> [REQUEST] Repeat exactly and only the lines from the line containing "Clone this screenshot" through the line containing "const isOutside = (flatIdx, first, last)", both included.

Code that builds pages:
+ + +
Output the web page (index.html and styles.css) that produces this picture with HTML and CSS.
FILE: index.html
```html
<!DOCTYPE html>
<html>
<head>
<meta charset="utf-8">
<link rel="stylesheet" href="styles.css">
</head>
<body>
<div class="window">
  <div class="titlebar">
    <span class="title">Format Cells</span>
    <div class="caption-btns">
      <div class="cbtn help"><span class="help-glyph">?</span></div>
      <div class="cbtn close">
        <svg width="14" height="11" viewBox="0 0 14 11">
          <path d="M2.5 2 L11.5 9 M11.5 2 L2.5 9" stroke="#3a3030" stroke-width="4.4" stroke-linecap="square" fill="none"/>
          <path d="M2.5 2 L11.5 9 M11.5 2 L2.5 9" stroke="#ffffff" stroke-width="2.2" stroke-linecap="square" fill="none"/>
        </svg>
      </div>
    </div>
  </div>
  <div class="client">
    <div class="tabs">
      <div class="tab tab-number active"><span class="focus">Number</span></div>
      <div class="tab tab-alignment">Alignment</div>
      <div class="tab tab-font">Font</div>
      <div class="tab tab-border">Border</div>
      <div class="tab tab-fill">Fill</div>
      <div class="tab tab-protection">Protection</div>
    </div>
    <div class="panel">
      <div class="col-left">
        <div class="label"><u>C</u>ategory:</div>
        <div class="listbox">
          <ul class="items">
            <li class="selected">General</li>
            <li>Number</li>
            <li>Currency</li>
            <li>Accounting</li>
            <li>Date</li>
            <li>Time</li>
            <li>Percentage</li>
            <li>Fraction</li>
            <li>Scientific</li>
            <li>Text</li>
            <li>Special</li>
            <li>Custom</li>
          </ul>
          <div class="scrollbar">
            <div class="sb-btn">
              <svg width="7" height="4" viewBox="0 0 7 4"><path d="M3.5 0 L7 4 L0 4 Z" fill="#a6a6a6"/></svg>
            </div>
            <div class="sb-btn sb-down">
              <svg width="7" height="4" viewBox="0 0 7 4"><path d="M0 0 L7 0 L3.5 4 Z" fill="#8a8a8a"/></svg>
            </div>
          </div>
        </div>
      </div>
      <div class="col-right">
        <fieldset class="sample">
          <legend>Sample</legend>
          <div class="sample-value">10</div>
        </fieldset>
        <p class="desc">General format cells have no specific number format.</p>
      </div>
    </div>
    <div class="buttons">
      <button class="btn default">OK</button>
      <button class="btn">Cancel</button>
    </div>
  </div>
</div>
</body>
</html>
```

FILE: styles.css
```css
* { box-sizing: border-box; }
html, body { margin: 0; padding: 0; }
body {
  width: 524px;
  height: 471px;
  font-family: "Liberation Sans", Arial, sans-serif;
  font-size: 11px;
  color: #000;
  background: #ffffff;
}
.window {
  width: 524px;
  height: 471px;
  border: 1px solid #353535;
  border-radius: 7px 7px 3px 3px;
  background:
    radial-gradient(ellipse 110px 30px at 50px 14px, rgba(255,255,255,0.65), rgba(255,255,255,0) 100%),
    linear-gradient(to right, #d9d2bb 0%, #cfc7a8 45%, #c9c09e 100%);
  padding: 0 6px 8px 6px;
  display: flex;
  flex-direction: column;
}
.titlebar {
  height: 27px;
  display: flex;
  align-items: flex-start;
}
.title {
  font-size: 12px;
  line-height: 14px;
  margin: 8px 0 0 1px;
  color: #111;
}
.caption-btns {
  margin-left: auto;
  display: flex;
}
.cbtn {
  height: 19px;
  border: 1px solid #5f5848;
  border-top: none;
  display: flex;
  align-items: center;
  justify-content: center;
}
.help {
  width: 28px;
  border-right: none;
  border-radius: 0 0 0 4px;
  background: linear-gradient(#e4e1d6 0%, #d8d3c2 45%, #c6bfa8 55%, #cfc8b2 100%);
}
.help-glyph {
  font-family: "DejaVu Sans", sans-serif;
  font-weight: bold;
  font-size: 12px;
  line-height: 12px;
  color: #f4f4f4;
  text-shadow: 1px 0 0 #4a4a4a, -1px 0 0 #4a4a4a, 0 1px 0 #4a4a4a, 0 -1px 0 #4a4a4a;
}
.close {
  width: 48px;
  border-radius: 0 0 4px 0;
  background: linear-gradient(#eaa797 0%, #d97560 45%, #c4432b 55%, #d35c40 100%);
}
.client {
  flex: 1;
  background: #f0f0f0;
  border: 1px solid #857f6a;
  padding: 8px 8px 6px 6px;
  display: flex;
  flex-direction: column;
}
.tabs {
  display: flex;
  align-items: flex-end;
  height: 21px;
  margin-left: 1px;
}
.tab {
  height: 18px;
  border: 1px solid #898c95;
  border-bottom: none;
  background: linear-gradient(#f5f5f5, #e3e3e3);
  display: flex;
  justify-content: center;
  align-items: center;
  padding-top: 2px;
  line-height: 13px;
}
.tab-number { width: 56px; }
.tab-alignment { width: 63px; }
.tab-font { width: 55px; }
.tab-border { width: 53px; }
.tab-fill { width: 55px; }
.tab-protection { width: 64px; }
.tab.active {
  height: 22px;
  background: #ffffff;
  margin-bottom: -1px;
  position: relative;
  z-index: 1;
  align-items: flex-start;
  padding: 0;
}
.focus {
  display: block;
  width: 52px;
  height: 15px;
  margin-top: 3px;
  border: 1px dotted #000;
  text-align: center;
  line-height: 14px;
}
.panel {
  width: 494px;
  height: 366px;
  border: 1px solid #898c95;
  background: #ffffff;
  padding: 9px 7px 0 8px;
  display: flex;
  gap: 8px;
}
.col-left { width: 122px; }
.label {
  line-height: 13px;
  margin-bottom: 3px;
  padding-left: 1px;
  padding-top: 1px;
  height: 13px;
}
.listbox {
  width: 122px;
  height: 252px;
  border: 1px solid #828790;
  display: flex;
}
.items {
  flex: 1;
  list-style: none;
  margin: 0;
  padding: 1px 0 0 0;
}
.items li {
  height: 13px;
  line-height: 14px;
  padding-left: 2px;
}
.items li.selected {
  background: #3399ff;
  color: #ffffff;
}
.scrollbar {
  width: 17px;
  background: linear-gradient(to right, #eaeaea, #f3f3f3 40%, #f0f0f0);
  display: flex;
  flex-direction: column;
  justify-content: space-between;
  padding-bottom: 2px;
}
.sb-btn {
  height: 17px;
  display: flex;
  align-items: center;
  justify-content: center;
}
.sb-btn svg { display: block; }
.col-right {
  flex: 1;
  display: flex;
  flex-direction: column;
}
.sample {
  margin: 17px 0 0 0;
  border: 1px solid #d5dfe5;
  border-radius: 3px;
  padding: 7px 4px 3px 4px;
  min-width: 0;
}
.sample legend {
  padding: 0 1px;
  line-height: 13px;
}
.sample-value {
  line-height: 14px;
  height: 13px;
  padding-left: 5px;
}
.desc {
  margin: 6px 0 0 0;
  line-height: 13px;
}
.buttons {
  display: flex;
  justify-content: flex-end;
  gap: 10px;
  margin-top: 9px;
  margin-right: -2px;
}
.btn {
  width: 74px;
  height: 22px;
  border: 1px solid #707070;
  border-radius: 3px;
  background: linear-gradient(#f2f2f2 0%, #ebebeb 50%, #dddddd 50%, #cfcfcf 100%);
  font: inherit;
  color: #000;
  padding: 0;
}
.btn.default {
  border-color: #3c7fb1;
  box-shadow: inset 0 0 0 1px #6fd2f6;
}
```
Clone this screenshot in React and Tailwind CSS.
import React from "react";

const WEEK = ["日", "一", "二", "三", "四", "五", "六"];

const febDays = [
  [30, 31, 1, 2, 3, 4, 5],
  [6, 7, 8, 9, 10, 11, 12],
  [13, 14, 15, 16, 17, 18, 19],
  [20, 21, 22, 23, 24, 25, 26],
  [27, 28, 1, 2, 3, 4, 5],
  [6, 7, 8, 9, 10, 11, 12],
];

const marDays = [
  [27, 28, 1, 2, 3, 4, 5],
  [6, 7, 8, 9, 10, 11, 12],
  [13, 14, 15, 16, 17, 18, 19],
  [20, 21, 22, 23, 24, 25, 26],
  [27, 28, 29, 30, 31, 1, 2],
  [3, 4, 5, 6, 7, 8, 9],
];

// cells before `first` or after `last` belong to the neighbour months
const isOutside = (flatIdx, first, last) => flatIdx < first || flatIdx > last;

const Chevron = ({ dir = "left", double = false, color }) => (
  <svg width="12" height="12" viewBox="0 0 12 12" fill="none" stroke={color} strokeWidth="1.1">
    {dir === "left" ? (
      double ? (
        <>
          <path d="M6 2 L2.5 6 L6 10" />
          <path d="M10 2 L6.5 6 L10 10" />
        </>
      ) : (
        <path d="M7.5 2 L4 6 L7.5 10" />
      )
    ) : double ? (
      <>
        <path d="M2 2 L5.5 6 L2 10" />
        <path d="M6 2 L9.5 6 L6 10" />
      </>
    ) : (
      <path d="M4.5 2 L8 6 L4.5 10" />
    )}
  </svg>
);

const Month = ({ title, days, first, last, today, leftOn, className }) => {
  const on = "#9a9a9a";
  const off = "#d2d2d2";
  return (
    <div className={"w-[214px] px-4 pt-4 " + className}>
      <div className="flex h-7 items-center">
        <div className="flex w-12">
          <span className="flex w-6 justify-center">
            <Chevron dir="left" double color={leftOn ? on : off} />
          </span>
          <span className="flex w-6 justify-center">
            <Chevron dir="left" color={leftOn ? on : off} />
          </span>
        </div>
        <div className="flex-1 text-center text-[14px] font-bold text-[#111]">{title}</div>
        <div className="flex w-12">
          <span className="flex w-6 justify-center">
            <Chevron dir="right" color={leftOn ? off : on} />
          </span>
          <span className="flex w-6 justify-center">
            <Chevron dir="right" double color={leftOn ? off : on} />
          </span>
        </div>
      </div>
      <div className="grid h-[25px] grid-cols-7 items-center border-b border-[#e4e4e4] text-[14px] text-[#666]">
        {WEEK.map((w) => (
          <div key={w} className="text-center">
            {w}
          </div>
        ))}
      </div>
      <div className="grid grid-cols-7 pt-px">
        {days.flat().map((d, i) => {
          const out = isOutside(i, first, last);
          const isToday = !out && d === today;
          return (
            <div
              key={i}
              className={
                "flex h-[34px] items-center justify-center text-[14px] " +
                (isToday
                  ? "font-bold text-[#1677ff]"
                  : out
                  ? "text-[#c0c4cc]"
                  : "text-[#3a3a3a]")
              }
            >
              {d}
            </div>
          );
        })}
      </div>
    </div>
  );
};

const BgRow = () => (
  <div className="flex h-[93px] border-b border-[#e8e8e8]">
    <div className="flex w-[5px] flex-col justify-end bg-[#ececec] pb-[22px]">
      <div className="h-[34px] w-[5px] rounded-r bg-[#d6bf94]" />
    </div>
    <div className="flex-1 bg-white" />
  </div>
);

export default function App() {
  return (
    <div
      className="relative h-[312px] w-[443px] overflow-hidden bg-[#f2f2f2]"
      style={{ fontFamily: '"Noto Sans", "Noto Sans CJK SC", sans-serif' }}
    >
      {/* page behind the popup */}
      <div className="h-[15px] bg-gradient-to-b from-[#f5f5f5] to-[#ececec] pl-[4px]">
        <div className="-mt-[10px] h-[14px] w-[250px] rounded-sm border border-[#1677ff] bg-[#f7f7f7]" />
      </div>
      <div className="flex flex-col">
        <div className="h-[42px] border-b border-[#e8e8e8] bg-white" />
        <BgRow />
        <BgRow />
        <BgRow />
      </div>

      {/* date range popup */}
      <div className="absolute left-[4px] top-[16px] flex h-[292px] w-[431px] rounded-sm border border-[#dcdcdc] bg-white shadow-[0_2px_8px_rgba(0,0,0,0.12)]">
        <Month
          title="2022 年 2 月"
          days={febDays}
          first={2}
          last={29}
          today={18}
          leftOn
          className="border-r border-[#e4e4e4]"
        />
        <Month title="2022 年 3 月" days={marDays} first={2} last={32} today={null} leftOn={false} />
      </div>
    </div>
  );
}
+ + +
> [EXPECTED OUTPUT]
Clone this screenshot in React and Tailwind CSS.
import React from "react";

const WEEK = ["日", "一", "二", "三", "四", "五", "六"];

const febDays = [
  [30, 31, 1, 2, 3, 4, 5],
  [6, 7, 8, 9, 10, 11, 12],
  [13, 14, 15, 16, 17, 18, 19],
  [20, 21, 22, 23, 24, 25, 26],
  [27, 28, 1, 2, 3, 4, 5],
  [6, 7, 8, 9, 10, 11, 12],
];

const marDays = [
  [27, 28, 1, 2, 3, 4, 5],
  [6, 7, 8, 9, 10, 11, 12],
  [13, 14, 15, 16, 17, 18, 19],
  [20, 21, 22, 23, 24, 25, 26],
  [27, 28, 29, 30, 31, 1, 2],
  [3, 4, 5, 6, 7, 8, 9],
];

// cells before `first` or after `last` belong to the neighbour months
const isOutside = (flatIdx, first, last) => flatIdx < first || flatIdx > last;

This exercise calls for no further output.